# Building a beer castle...



## bnz506 (Apr 10, 2007)

MMMmmm LET ME IN!!!


----------



## Sw1tchFX (Apr 10, 2007)

looks like SOMEONE'S getting hammered.


----------



## lostprophet (Apr 10, 2007)

and its not even real beer ;-)


----------



## Funky (Apr 10, 2007)

lol thats funny


----------



## bnz506 (Apr 10, 2007)

lostprophet said:


> and its not even real beer ;-)


 
How dare you!!!  

Budweiser is my favorite beer, Im a huge supporter of the Anheuser family.

When I was a teen we started drinkin Bush/Bush light (because it was the only beer we could steal easily).  Then I started strictly drinking Budweiser and Bud Ice.  

Only after I turned 21 did I start drinking any and every beer just to try them out but Budweiser will always be my number one beer.  My favorite non Anheuser beer would be New Castle, I tried first tried that in a bar in South Korea, MMmmm.

This could become a whats your favorite beer thread...  

Whats yours?


----------



## ashfordphoto (Apr 10, 2007)

he REALLY must be drunk....he parked illegally in front of a fire hydrant!


----------



## MonteMama (Apr 11, 2007)

lostprophet said:


> and its not even real beer ;-)



you read my thoughts  



> Only after I turned 21 did I start drinking any and every beer just to try them out but Budweiser will always be my number one beer.
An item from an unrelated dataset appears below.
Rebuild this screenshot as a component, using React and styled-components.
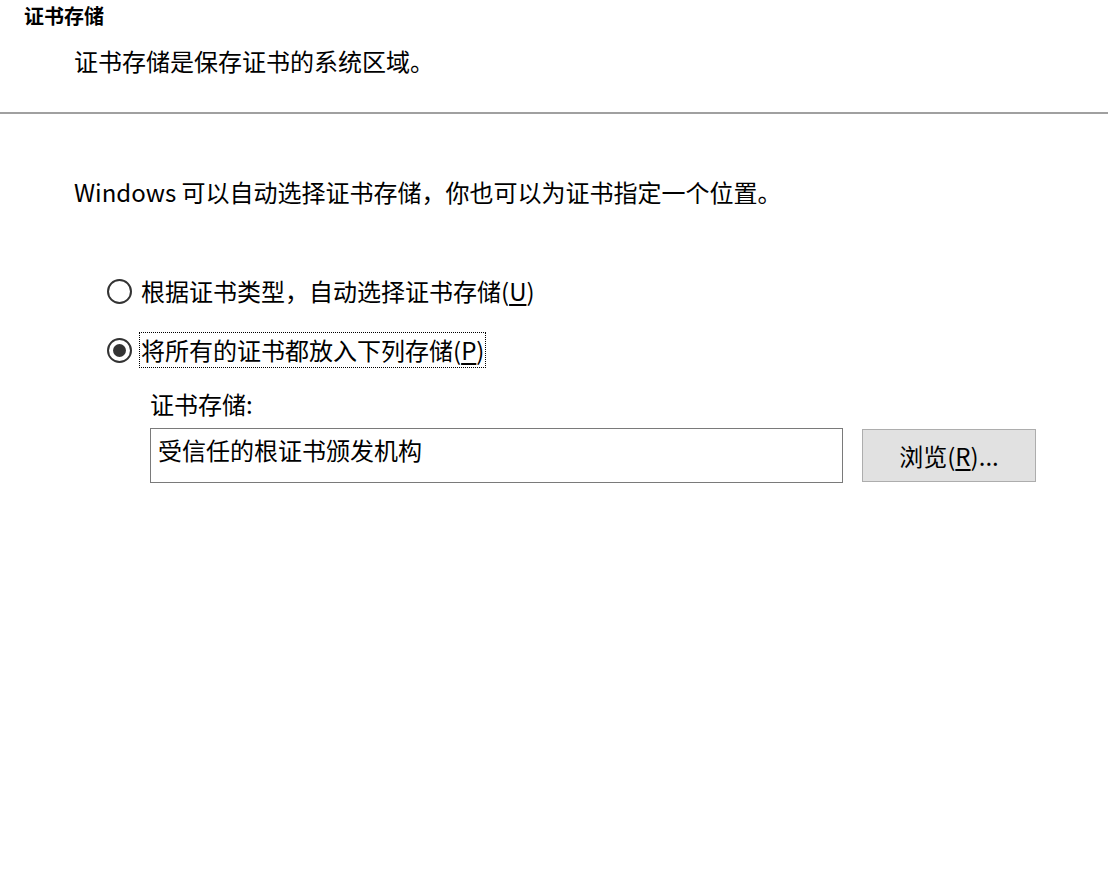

My favorite non Anheuser beer would be New Castle, I tried first tried that in a bar in South Korea, MMmmm.
> 
> This could become a whats your favorite beer thread...
> 
> Whats yours?



One favorite beer? That's like picking your favorite child! These days I'm partial to Victory Hop Devil IPA and Stoudt's American Pale Ale. Love Brooklyn Chocolate Stout too, mmm.


----------



## lostprophet (Apr 12, 2007)

well I rarely say no to a pint of London Pride or Spitfire


----------